In the process of narrating the history of a nation that fought against colonial powers,
it is almost inevitable that a few voices will be left out either by design or wilful omission. Kavitha Rao has attempted to resurrect two such revolutionaries, Virendranath Chattopadhyaya (Chatto) and Manabendra Nath Roy, in her book.

Chatto and M.N. Roy shared many similarities. The most prominent among these was that they both were communists. Yet, while the latter is considered to be one of the founders of the Communist Party of India, the former is somewhat absent even within Left circles and has been reduced to being Sarojini Naidu’s brother. Virendranath and Manabendranath were staunchly anti-colonial in their sensibilities. But at
the same time, they had a wider, internationalist approach. This is probably the reason why they have been invisibilised in our narratives of nation-building. One would have expected the two to leave their country, trying to bring the revolution back home. But they never formed an alliance and weren’t friends either: it would’ve been interesting if they had turned out to be so. That could have resulted in Chatto, like Roy, leaving the Soviet Union before Joseph Stalin initiated the Great Purge, letting him live a little longer and do something more concrete with Roy.

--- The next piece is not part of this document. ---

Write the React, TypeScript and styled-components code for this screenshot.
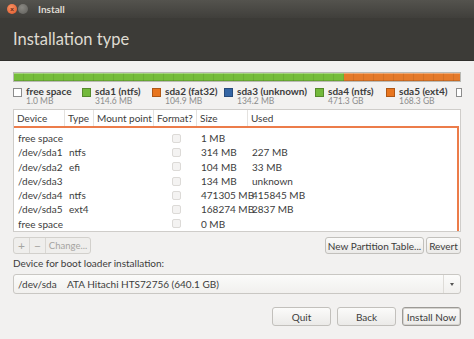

Growing up in colonial India, the nationalism of Chatto and Roy was rooted in the realities of the country. But unlike many others who had the single agenda of driving the British out, these two revolutionaries understood that the issues that engulfed the majority of the Indian population wouldn’t simply evaporate with the exit of the colonial rulers. Kavitha Rao carefully stitches the lives of both these revolutionaries into the backdrop of their timelines and rightfully presents the good, the bad, and the bitter in their lives, be it their lasting impact on internationalism and humanism that dismantles the narrow and the superficial structures of nationalism charged with religious bigotry which, currently, affects a large part of the world, including India, or their treatment of the women in their lives. Rao has presented them as human beings with flaws just like us but with a keen and futuristic understanding of the needs of Indian society.

Spies, Lies and Allies traces the journeys of these two men across several countries and political climates and their continuous struggle against all odds. It forces us to take a look at the lives of such personalities and reach the conclusion that while they might’ve been forgotten in the grand narrative of the making of our country, we owe it to them to remember their message and build a more equal society.